Sampled frames are shuffled and fed to the network which is trained to verify whether the input data frames are in the correct order. The network captures subtle differences between the frames such as the movement of the object (person) in order to verify the temporal difference.

Cross Model Based Learning

This method usually learns features from the correspondence of multiple data streams such as RGB frame sequence, optical flow sequence, audio data and camera pose. Optical flow sequence can be generated that indicates motion in videos.

Based on the type of data used, these methods fall into three categories.

Methods that learn features by using the RGB and optical flow correspondence
Methods that learn features by utilizing the video and audio
Correspondence ego-motion that learns by utilizing the correspondence between egocentric video and ego motor sensor signals.

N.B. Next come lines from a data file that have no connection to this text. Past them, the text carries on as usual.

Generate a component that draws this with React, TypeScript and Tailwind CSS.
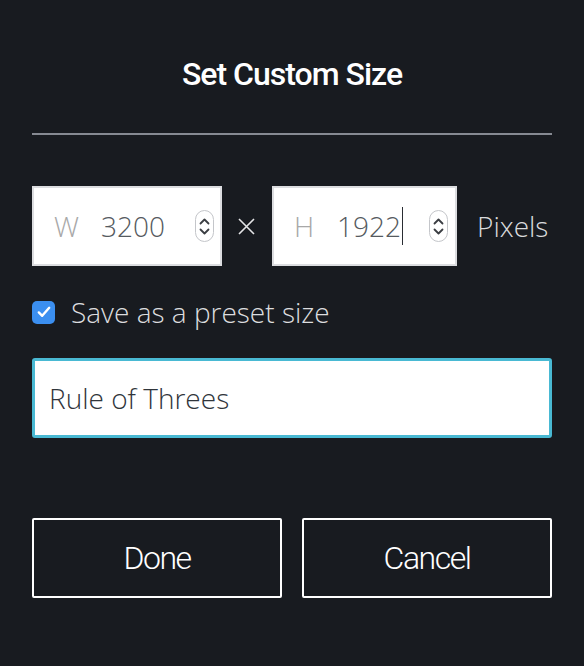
import { useState } from 'react';

function Spinner() {
  return (
    <div className="flex h-[32px] w-[19px] flex-col items-center justify-center gap-[3px] rounded-full border border-[#c4c6ca] bg-white">
      <svg width="11" height="7" viewBox="0 0 11 7" fill="none">
        <path d="M1.5 5.5L5.5 1.5L9.5 5.5" stroke="#3a3d42" strokeWidth="1.8" strokeLinecap="round" strokeLinejoin="round" />
      </svg>
      <svg width="11" height="7" viewBox="0 0 11 7" fill="none">
        <path d="M1.5 1.5L5.5 5.5L9.5 1.5" stroke="#3a3d42" strokeWidth="1.8" strokeLinecap="round" strokeLinejoin="round" />
      </svg>
    </div>
  );
}

export default function App() {
  const [saveAsPreset, setSaveAsPreset] = useState(true);
  const [presetName, setPresetName] = useState('Rule of Threes');

  return (
    <div className="h-[666px] w-full bg-[#181b20] px-8 font-['Open_Sans',sans-serif]">
      {/* Header */}
      <div className="pt-[56px] text-center">
        <h2 className="font-['Roboto',sans-serif] text-[32px] font-medium leading-[36px] tracking-[-1px] text-white">
          Set Custom Size
        </h2>
      </div>
      <div className="mt-[41px] h-[2px] w-full bg-[#868a92]" />

      {/* Size inputs */}
      <div className="mt-[51px] flex h-[80px] items-center">
        <div className="flex h-[80px] w-[190px] items-center border-2 border-[#dcdde0] bg-white pl-[20px] pr-[6px]">
          <span className="w-[47px] text-[28px] font-light text-[#a8a8a8]">W</span>
          <span className="flex-1 text-[28px] font-light text-[#555a60]">3200</span>
          <Spinner />
        </div>
        <div className="ml-[15px] flex w-[19px] justify-center">
          <svg width="19" height="19" viewBox="0 0 19 19" fill="none">
            <path d="M2 2L17 17M17 2L2 17" stroke="#e4e5e7" strokeWidth="1.6" />
          </svg>
        </div>
        <div className="ml-[16px] flex h-[80px] w-[185px] items-center border-2 border-[#dcdde0] bg-white pl-[20px] pr-[7px]">
          <span className="w-[43px] text-[28px] font-light text-[#a8a8a8]">H</span>
          <span className="flex flex-1 items-center text-[28px] font-light text-[#555a60]">
            1922
            <span className="ml-[1px] inline-block h-[38px] w-[1px] bg-[#2a2d33]" />
          </span>
          <Spinner />
        </div>
        <span className="ml-[20px] text-[28px] font-light text-[#d9dadc]">Pixels</span>
      </div>

      {/* Preset checkbox */}
      <label className="mt-[30px] flex h-[32px] items-center">
        <button
          type="button"
          onClick={() => setSaveAsPreset(!saveAsPreset)}
          className={`flex h-[23px] w-[23px] items-center justify-center rounded-[5px] ${saveAsPreset ? 'bg-[#3b8ff0]' : 'border border-[#888] bg-white'}`}
        >
          {saveAsPreset && (
            <svg width="14" height="12" viewBox="0 0 14 12" fill="none">
              <path d="M1.8 6.4L5.2 9.8L12.2 1.8" stroke="white" strokeWidth="2.4" strokeLinecap="round" strokeLinejoin="round" />
            </svg>
          )}
        </button>
        <span className="ml-[16px] text-[28px] font-light leading-[32px] text-[#dcdddf]">Save as a preset size</span>
      </label>

      {/* Preset name */}
      <input
        value={presetName}
        onChange={(event) => setPresetName(event.target.value)}
        className="mt-[30px] block h-[80px] w-full rounded-[3px] border-[3px] border-[#49b9d3] bg-white pl-[14px] text-[28px] font-light text-[#30353b] outline-none"
      />

      {/* Footer */}
      <div className="mt-[80px] flex gap-5">
        <button
          type="button"
          className="h-[80px] flex-1 rounded-[2px] border-2 border-white font-['Roboto',sans-serif] text-[32px] font-light tracking-[-1.5px] text-white"
        >
          Done
        </button>
        <button
          type="button"
          className="h-[80px] flex-1 rounded-[2px] border-2 border-white font-['Roboto',sans-serif] text-[32px] font-light tracking-[-1.5px] text-white"
        >
          Cancel
        </button>
      </div>
    </div>
  );
}
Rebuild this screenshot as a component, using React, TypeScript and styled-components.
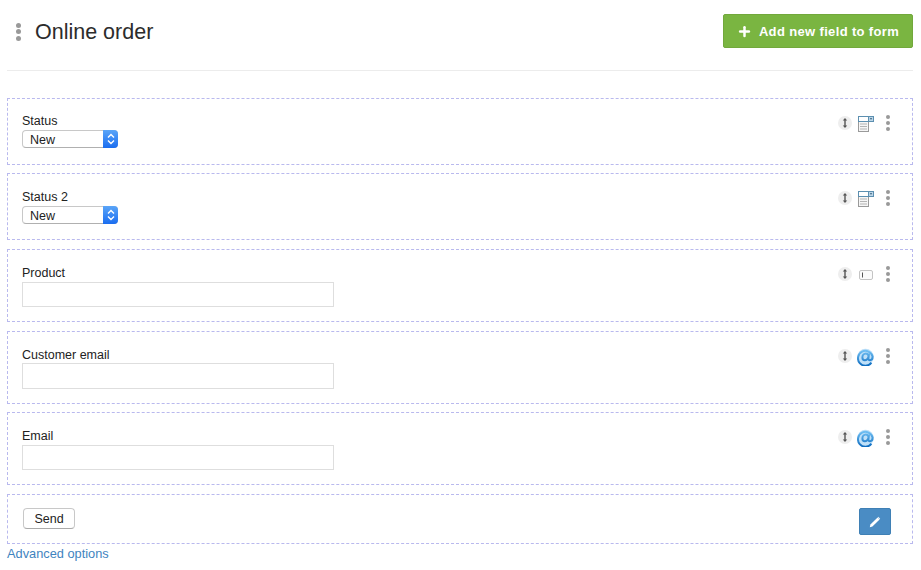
import styled, { createGlobalStyle } from 'styled-components';
import { Plus } from 'lucide-react';

const GlobalStyle = createGlobalStyle`
  html, body {
    margin: 0;
    padding: 0;
    background: #ffffff;
    font-family: 'Liberation Sans', Arial, sans-serif;
    overflow: hidden;
  }
`;

const Kebab = ({ size = 4 }: { size?: number }) => (
  <KebabWrapper $size={size}>
    <i />
    <i />
    <i />
  </KebabWrapper>
);

const MoveIcon = () => (
  <MoveBadge>
    <svg width="12" height="12" viewBox="0 0 12 12">
      <path d="M6 1 L8.2 3.6 H6.7 V8.4 H8.2 L6 11 L3.8 8.4 H5.3 V3.6 H3.8 Z" fill="#555" />
    </svg>
  </MoveBadge>
);

const SelectIcon = () => (
  <svg width="16" height="16" viewBox="0 0 16 16">
    <rect x="0.5" y="0.5" width="10" height="15" fill="#f6f6f6" stroke="#9a9a9a" />
    <rect x="0.5" y="0.5" width="15" height="5" fill="#fff" stroke="#5c8fb0" />
    <rect x="10.5" y="0.5" width="5" height="5" fill="#bcd6e8" stroke="#5c8fb0" />
    <path d="M11.8 2.2 H14.2 L13 3.8 Z" fill="#24506e" />
    <path d="M2 8 H9 M2 10.5 H9 M2 13 H9" stroke="#b4b4b4" />
  </svg>
);

const TextIcon = () => (
  <svg width="14" height="10" viewBox="0 0 14 10">
    <rect x="0.5" y="0.5" width="13" height="9" rx="1.5" fill="#fbfbfb" stroke="#c4c4c4" />
    <path d="M3.5 2.5 V7.5" stroke="#555" />
  </svg>
);

const AtIcon = () => (
  <svg width="17" height="18" viewBox="0 0 17 18">
    <defs>
      <linearGradient id="at" x1="0" y1="0" x2="0" y2="1">
        <stop offset="0" stopColor="#6fbef2" />
        <stop offset="1" stopColor="#0d6cc0" />
      </linearGradient>
    </defs>
    <circle cx="8.5" cy="9" r="8.3" fill="#a9d6f5" opacity="0.75" />
    <path
      d="M14.4 14.6 A7.4 7.4 0 1 1 15.6 8.6 C15.6 11 14.4 12.2 13 12.2 C12 12.2 11.4 11.6 11.4 10.6 L12 5.6 M11.6 8.2 C11.4 6.6 10.2 5.6 8.8 5.6 C6.8 5.6 5.4 7.4 5.4 9.4 C5.4 11.2 6.4 12.2 7.8 12.2 C9.6 12.2 11 10.4 11.6 8.2"
      fill="none"
      stroke="url(#at)"
      strokeWidth="2"
    />
  </svg>
);

const PencilIcon = () => (
  <svg width="12" height="12" viewBox="0 0 12 12">
    <path d="M0.8 11.2 L1.4 8.6 L8.6 1.4 L10.6 3.4 L3.4 10.6 Z" fill="#fff" />
    <path d="M9.3 0.8 L11.2 2.7 L10.7 3.2 L8.8 1.3 Z" fill="#fff" />
  </svg>
);

const fields = [
  { label: 'Status', type: 'select', extra: 0, nudge: 0, tall: false, icon: <SelectIcon /> },
  { label: 'Status 2', type: 'select', extra: 0, nudge: 1, tall: false, icon: <SelectIcon /> },
  { label: 'Product', type: 'text', extra: 1, nudge: 0, tall: false, icon: <TextIcon /> },
  { label: 'Customer email', type: 'text', extra: 1, nudge: 0, tall: true, icon: <AtIcon /> },
  { label: 'Email', type: 'text', extra: 0, nudge: 0, tall: false, icon: <AtIcon /> },
];

export default function App() {
  return (
    <Page>
      <GlobalStyle />
      <Header>
        <TitleGroup>
          <Kebab size={5} />
          <Title>Online order</Title>
        </TitleGroup>
        <AddButton>
          <Plus size={15} strokeWidth={4} color="#fff" />
          Add new field to form
        </AddButton>
      </Header>
      <FieldList>
        {fields.map((f) => (
          <FieldCard key={f.label} $kind={f.type} $extra={f.extra}>
            <FieldBody $nudge={f.nudge}>
              <FieldLabel $kind={f.type}>{f.label}</FieldLabel>
              {f.type === 'select' ? (
                <FakeSelect>
                  New
                  <SelectArrows>
                    <svg width="8" height="12" viewBox="0 0 8 12">
                      <path d="M1 4.5 L4 1.5 L7 4.5 M1 7.5 L4 10.5 L7 7.5" fill="none" stroke="#fff" strokeWidth="1.4" />
                    </svg>
                  </SelectArrows>
                </FakeSelect>
              ) : (
                <TextInput $tall={f.tall} />
              )}
            </FieldBody>
            <FieldTools>
              <MoveIcon />
              <IconSlot>{f.icon}</IconSlot>
              <Kebab />
            </FieldTools>
          </FieldCard>
        ))}
        <SubmitCard>
          <SendButton>Send</SendButton>
          <EditButton>
            <PencilIcon />
          </EditButton>
        </SubmitCard>
      </FieldList>
      <AdvancedLink>Advanced options</AdvancedLink>
    </Page>
  );
}

const Page = styled.div`
  width: 906px;
  margin-left: 7px;
  color: #222;
`;

const Header = styled.header`
  height: 70px;
  border-bottom: 1px solid #ececec;
  display: flex;
  align-items: flex-start;
  justify-content: space-between;
`;

const TitleGroup = styled.div`
  display: flex;
  align-items: center;
  gap: 14px;
  padding: 17px 0 0 9px;
`;

const KebabWrapper = styled.span<{ $size: number }>`
  display: inline-flex;
  flex-direction: column;
  gap: ${(p) => (p.$size === 5 ? 1.5 : 2)}px;
  i {
    display: block;
    width: ${(p) => p.$size}px;
    height: ${(p) => p.$size}px;
    border-radius: 50%;
    background: #999;
  }
`;

const Title = styled.h1`
  margin: 0;
  padding-top: 1px;
  font-size: 21.5px;
  line-height: 28px;
  font-weight: 400;
  color: #2c2c2c;
`;

const AddButton = styled.button`
  margin-top: 14px;
  width: 190px;
  height: 34px;
  display: flex;
  align-items: center;
  justify-content: center;
  gap: 7px;
  padding: 0;
  border: 1px solid #72a83c;
  border-radius: 2px;
  background: #7ab541;
  color: #fff;
  font-family: 'Liberation Sans', Arial, sans-serif;
  font-size: 13px;
  font-weight: 700;
  letter-spacing: 0.35px;
`;

const FieldList = styled.div`
  margin-top: 27px;
  display: flex;
  flex-direction: column;
  gap: 8px;
`;

const FieldCard = styled.section<{ $kind: string; $extra: number }>`
  box-sizing: border-box;
  height: ${(p) => (p.$kind === 'select' ? 67 : 73)}px;
  margin-top: ${(p) => p.$extra}px;
  border: 1px dashed #b9b9ee;
  padding: 15px 22px 0 14px;
  display: flex;
  justify-content: space-between;
  align-items: flex-start;
`;

const FieldBody = styled.div<{ $nudge: number }>`
  display: flex;
  flex-direction: column;
  padding-top: ${(p) => p.$nudge}px;
`;

const FieldLabel = styled.label<{ $kind: string }>`
  margin-top: ${(p) => (p.$kind === 'select' ? 0 : 1)}px;
  font-size: 12.5px;
  line-height: 15px;
  color: #222;
`;

const FakeSelect = styled.div`
  box-sizing: border-box;
  position: relative;
  width: 96px;
  height: 18px;
  margin-top: 1px;
  padding-left: 7px;
  border: 1px solid #c8c8c8;
  border-bottom-color: #b0b0b0;
  border-radius: 4px;
  background: #fff;
  font-size: 12.5px;
  line-height: 18px;
  color: #222;
`;

const SelectArrows = styled.span`
  position: absolute;
  top: -1px;
  right: -1px;
  width: 15px;
  height: 18px;
  display: flex;
  align-items: center;
  justify-content: center;
  border-radius: 0 4px 4px 0;
  background: linear-gradient(#5aa5f8, #1a6df0);
`;

const TextInput = styled.input<{ $tall: boolean }>`
  box-sizing: border-box;
  display: block;
  width: 312px;
  height: ${(p) => (p.$tall ? 26 : 25)}px;
  margin-top: ${(p) => (p.$tall ? 0 : 1)}px;
  border: 1px solid #dedede;
  background: #fff;
`;

const FieldTools = styled.div`
  display: flex;
  align-items: flex-start;
  gap: 5px;
  padding-top: 1px;
`;

const MoveBadge = styled.span`
  width: 14px;
  height: 14px;
  margin-top: 1px;
  border-radius: 50%;
  background: #eeeeee;
  display: flex;
  align-items: center;
  justify-content: center;
`;

const IconSlot = styled.span`
  width: 17px;
  height: 17px;
  margin-right: 7px;
  display: flex;
  align-items: center;
  justify-content: center;
`;

const SubmitCard = styled.section`
  box-sizing: border-box;
  height: 50px;
  margin-top: 1px;
  border: 1px dashed #b9b9ee;
  padding: 13px 21px 0 15px;
  display: flex;
  justify-content: space-between;
  align-items: flex-start;
`;

const SendButton = styled.button`
  box-sizing: border-box;
  width: 52px;
  height: 21px;
  padding: 0;
  border: 1px solid #c8c8c8;
  border-bottom-color: #aaaaaa;
  border-radius: 4px;
  background: #fff;
  font-family: 'Liberation Sans', Arial, sans-serif;
  font-size: 12.5px;
  color: #222;
`;

const EditButton = styled.button`
  box-sizing: border-box;
  width: 32px;
  height: 27px;
  padding: 0;
  border: 1px solid #3f80b5;
  border-radius: 2px;
  background: #4a8cc4;
  display: flex;
  align-items: center;
  justify-content: center;
`;

const AdvancedLink = styled.a`
  display: block;
  margin-top: 2px;
  font-size: 12.8px;
  line-height: 15px;
  color: #3f84c0;
`;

Usually, the network is trained to recognize if the two kinds of input data are corresponding to each other.

Learning from Visual-Audio Correspondence

This type of method jointly learns both video and audio features with heterogeneous networks. The general framework of this type of pretext tasks is shown in Fig. 11.

Figure 11:Architecture of video and audio correspondence verification

There are two subnetworks: the vision subnetwork and the audio subnetwork. The input of vision subnetwork is a single frame or a stack of image frames and the vision subnetwork learns to capture visual features of the input data. Positive data are sampled by extracting video frames and audio from the same time of one video, while negative training data is generated by extracting video frames and audio from different videos or from different times of one video. Therefore, the networks are trained to discover the correlation of video and audio data to accomplish the pretext task which could be verifying whether the input visual data and audio data are correspondents or not with cross-entropy loss.

References:-

[1] https://arxiv.org/pdf/1902.06162.pdf

[2] D. Pathak, P. Krahenbuhl, J. Donahue, T. Darrell, and A. A. Efros,“Context encoders: Feature learning by inpainting,” in Proc. IEEEConf. Comput. Vis. Pattern Recognit., 2016, pp. 2536–2544.

[3] D. Tran, L. Bourdev, R. Fergus, L. Torresani, and M. Paluri, “Deep End2End Voxel2Voxel prediction,” in Proc. IEEE Conf.Comput. Vis. Pattern Recognit. Workshops, 2016, pp. 17–24.

[4]I. Misra, C. L. Zitnick, and M. Hebert, “Shuffle and learn: Unsupervised learning using temporal order verification,” in Proc. Eur. Conf. Comput. Vis., 2016, pp. 527–544.